## Task instructions
Set all the material down again unchanged, without the pictures.

## Available data
------
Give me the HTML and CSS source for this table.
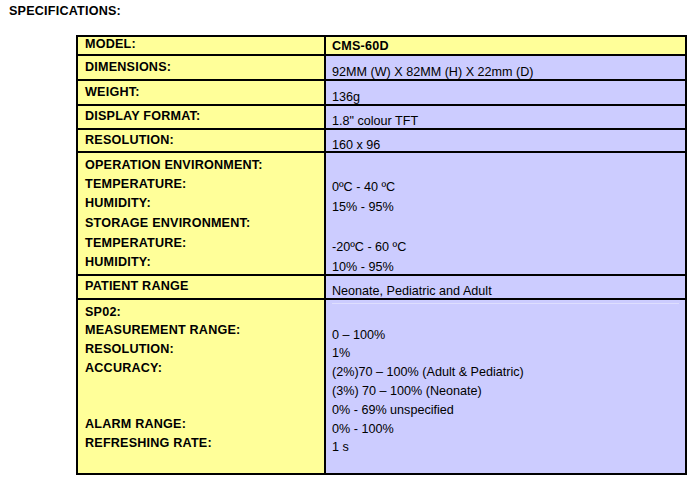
FILE: index.html
```html
<!DOCTYPE html>
<html lang="en">
<head>
<meta charset="utf-8">
<title>Specifications</title>
<link rel="stylesheet" href="styles.css">
</head>
<body>
<h1 class="title">SPECIFICATIONS:</h1>
<div class="spec">
  <div class="row r-model">
    <div class="lab">MODEL:</div>
    <div class="val model">CMS-60D</div>
  </div>
  <div class="row r-dim">
    <div class="lab">DIMENSIONS:</div>
    <div class="val">92MM (W) X 82MM (H) X 22mm (D)</div>
  </div>
  <div class="row r-weight">
    <div class="lab">WEIGHT:</div>
    <div class="val">136g</div>
  </div>
  <div class="row r-disp">
    <div class="lab">DISPLAY FORMAT:</div>
    <div class="val">1.8" colour TFT</div>
  </div>
  <div class="row r-res">
    <div class="lab">RESOLUTION:</div>
    <div class="val">160 x 96</div>
  </div>
  <div class="row r-env">
    <div class="lab">
      <div class="blk">
        <div>OPERATION ENVIRONMENT:</div>
        <div>TEMPERATURE:</div>
        <div>HUMIDITY:</div>
      </div>
      <div class="blk blk2">
        <div>STORAGE ENVIRONMENT:</div>
        <div>TEMPERATURE:</div>
        <div>HUMIDITY:</div>
      </div>
    </div>
    <div class="val">
      <div class="blk">
        <div>&nbsp;</div>
        <div>0ºC - 40 ºC</div>
        <div>15% - 95%</div>
      </div>
      <div class="blk blk2">
        <div>&nbsp;</div>
        <div>-20ºC - 60 ºC</div>
        <div>10% - 95%</div>
      </div>
    </div>
  </div>
  <div class="row r-pat">
    <div class="lab">PATIENT RANGE</div>
    <div class="val">Neonate, Pediatric and Adult</div>
  </div>
  <div class="row r-sp">
    <div class="lab">
      <div>SP02:</div>
      <div>MEASUREMENT RANGE:</div>
      <div>RESOLUTION:</div>
      <div>ACCURACY:</div>
      <div>&nbsp;</div>
      <div>&nbsp;</div>
      <div>ALARM RANGE:</div>
      <div>REFRESHING RATE:</div>
    </div>
    <div class="val">
      <div class="sheen"></div>
      <div class="lines">
        <div>&nbsp;</div>
        <div>0 – 100%</div>
        <div>1%</div>
        <div>(2%)70 – 100% (Adult &amp; Pediatric)</div>
        <div>(3%) 70 – 100% (Neonate)</div>
        <div>0% - 69% unspecified</div>
        <div>0% - 100%</div>
        <div>1 s</div>
      </div>
    </div>
  </div>
</div>
</body>
</html>
```
FILE: styles.css
```css
html, body {
  margin: 0;
  background: #ffffff;
}

body {
  font-family: "Liberation Sans", Arial, Helvetica, sans-serif;
  font-size: 12.6px;
  color: #000000;
}

.title {
  margin: 0;
  padding: 4px 0 0 9px;
  font-size: 12.6px;
  line-height: 15px;
  font-weight: bold;
  letter-spacing: 0.2px;
}

.spec {
  margin: 16px 0 0 76px;
  width: 611px;
  box-sizing: border-box;
  border: 2px solid #000000;
}

.row {
  display: grid;
  grid-template-columns: 248px 1fr;
  grid-template-rows: minmax(0, 1fr);
  border-top: 2px solid #000000;
}

.row:first-child {
  border-top: 0;
}

.lab {
  box-sizing: border-box;
  background: #ffff99;
  border-right: 2px solid #000000;
  padding-left: 7px;
  font-weight: bold;
  letter-spacing: 0.2px;
  line-height: 12px;
  white-space: nowrap;
}

.val {
  box-sizing: border-box;
  background: #ccccff;
  padding-left: 6px;
  line-height: 12px;
  white-space: nowrap;
}

.val.model {
  background: #ffff99;
  font-weight: bold;
  letter-spacing: 0.2px;
}

/* single-line rows */
.r-model { height: 17px; }
.r-model .lab { padding-top: 0.6px; }
.r-model .val { padding-top: 2.6px; }

.r-dim { height: 23px; }
.r-dim .lab { padding-top: 4.6px; }
.r-dim .val { padding-top: 9.6px; }

.r-weight { height: 23px; }
.r-weight .lab { padding-top: 4.6px; }
.r-weight .val { padding-top: 10px; }

.r-disp { height: 22px; }
.r-disp .lab { padding-top: 4.1px; }
.r-disp .val { padding-top: 9.1px; }

.r-res { height: 21px; }
.r-res .lab { padding-top: 3.6px; }
.r-res .val { padding-top: 8.6px; }

.r-pat { height: 22px; }
.r-pat .lab { padding-top: 4.1px; }
.r-pat .val { padding-top: 8.8px; }

/* environment row */
.r-env { height: 121px; }
.r-env .lab,
.r-env .val { line-height: 19.3px; }
.r-env .lab { padding-top: 2.5px; }
.r-env .lab .blk2 { margin-top: 1.1px; }
.r-env .val { padding-top: 6.2px; }
.r-env .val .blk2 { margin-top: 2.1px; }

/* SP02 row */
.r-sp { height: 173px; }
.r-sp .lab,
.r-sp .val { line-height: 18.8px; }
.r-sp .lab { padding-top: 2.7px; }

.sheen {
  margin: 3px 6px 0 0;
  height: 0;
  border-top: 1px solid #dedeff;
}

.r-sp .val .lines { padding-top: 2.8px; }
```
------
## Output for this task
Give me the HTML and CSS source for this table.
FILE: index.html
```html
<!DOCTYPE html>
<html lang="en">
<head>
<meta charset="utf-8">
<title>Specifications</title>
<link rel="stylesheet" href="styles.css">
</head>
<body>
<h1 class="title">SPECIFICATIONS:</h1>
<div class="spec">
  <div class="row r-model">
    <div class="lab">MODEL:</div>
    <div class="val model">CMS-60D</div>
  </div>
  <div class="row r-dim">
    <div class="lab">DIMENSIONS:</div>
    <div class="val">92MM (W) X 82MM (H) X 22mm (D)</div>
  </div>
  <div class="row r-weight">
    <div class="lab">WEIGHT:</div>
    <div class="val">136g</div>
  </div>
  <div class="row r-disp">
    <div class="lab">DISPLAY FORMAT:</div>
    <div class="val">1.8" colour TFT</div>
  </div>
  <div class="row r-res">
    <div class="lab">RESOLUTION:</div>
    <div class="val">160 x 96</div>
  </div>
  <div class="row r-env">
    <div class="lab">
      <div class="blk">
        <div>OPERATION ENVIRONMENT:</div>
        <div>TEMPERATURE:</div>
        <div>HUMIDITY:</div>
      </div>
      <div class="blk blk2">
        <div>STORAGE ENVIRONMENT:</div>
        <div>TEMPERATURE:</div>
        <div>HUMIDITY:</div>
      </div>
    </div>
    <div class="val">
      <div class="blk">
        <div>&nbsp;</div>
        <div>0ºC - 40 ºC</div>
        <div>15% - 95%</div>
      </div>
      <div class="blk blk2">
        <div>&nbsp;</div>
        <div>-20ºC - 60 ºC</div>
        <div>10% - 95%</div>
      </div>
    </div>
  </div>
  <div class="row r-pat">
    <div class="lab">PATIENT RANGE</div>
    <div class="val">Neonate, Pediatric and Adult</div>
  </div>
  <div class="row r-sp">
    <div class="lab">
      <div>SP02:</div>
      <div>MEASUREMENT RANGE:</div>
      <div>RESOLUTION:</div>
      <div>ACCURACY:</div>
      <div>&nbsp;</div>
      <div>&nbsp;</div>
      <div>ALARM RANGE:</div>
      <div>REFRESHING RATE:</div>
    </div>
    <div class="val">
      <div class="sheen"></div>
      <div class="lines">
        <div>&nbsp;</div>
        <div>0 – 100%</div>
        <div>1%</div>
        <div>(2%)70 – 100% (Adult &amp; Pediatric)</div>
        <div>(3%) 70 – 100% (Neonate)</div>
        <div>0% - 69% unspecified</div>
        <div>0% - 100%</div>
        <div>1 s</div>
      </div>
    </div>
  </div>
</div>
</body>
</html>
```
FILE: styles.css
```css
html, body {
  margin: 0;
  background: #ffffff;
}

body {
  font-family: "Liberation Sans", Arial, Helvetica, sans-serif;
  font-size: 12.6px;
  color: #000000;
}

.title {
  margin: 0;
  padding: 4px 0 0 9px;
  font-size: 12.6px;
  line-height: 15px;
  font-weight: bold;
  letter-spacing: 0.2px;
}

.spec {
  margin: 16px 0 0 76px;
  width: 611px;
  box-sizing: border-box;
  border: 2px solid #000000;
}

.row {
  display: grid;
  grid-template-columns: 248px 1fr;
  grid-template-rows: minmax(0, 1fr);
  border-top: 2px solid #000000;
}

.row:first-child {
  border-top: 0;
}

.lab {
  box-sizing: border-box;
  background: #ffff99;
  border-right: 2px solid #000000;
  padding-left: 7px;
  font-weight: bold;
  letter-spacing: 0.2px;
  line-height: 12px;
  white-space: nowrap;
}

.val {
  box-sizing: border-box;
  background: #ccccff;
  padding-left: 6px;
  line-height: 12px;
  white-space: nowrap;
}

.val.model {
  background: #ffff99;
  font-weight: bold;
  letter-spacing: 0.2px;
}

/* single-line rows */
.r-model { height: 17px; }
.r-model .lab { padding-top: 0.6px; }
.r-model .val { padding-top: 2.6px; }

.r-dim { height: 23px; }
.r-dim .lab { padding-top: 4.6px; }
.r-dim .val { padding-top: 9.6px; }

.r-weight { height: 23px; }
.r-weight .lab { padding-top: 4.6px; }
.r-weight .val { padding-top: 10px; }

.r-disp { height: 22px; }
.r-disp .lab { padding-top: 4.1px; }
.r-disp .val { padding-top: 9.1px; }

.r-res { height: 21px; }
.r-res .lab { padding-top: 3.6px; }
.r-res .val { padding-top: 8.6px; }

.r-pat { height: 22px; }
.r-pat .lab { padding-top: 4.1px; }
.r-pat .val { padding-top: 8.8px; }

/* environment row */
.r-env { height: 121px; }
.r-env .lab,
.r-env .val { line-height: 19.3px; }
.r-env .lab { padding-top: 2.5px; }
.r-env .lab .blk2 { margin-top: 1.1px; }
.r-env .val { padding-top: 6.2px; }
.r-env .val .blk2 { margin-top: 2.1px; }

/* SP02 row */
.r-sp { height: 173px; }
.r-sp .lab,
.r-sp .val { line-height: 18.8px; }
.r-sp .lab { padding-top: 2.7px; }

.sheen {
  margin: 3px 6px 0 0;
  height: 0;
  border-top: 1px solid #dedeff;
}

.r-sp .val .lines { padding-top: 2.8px; }
```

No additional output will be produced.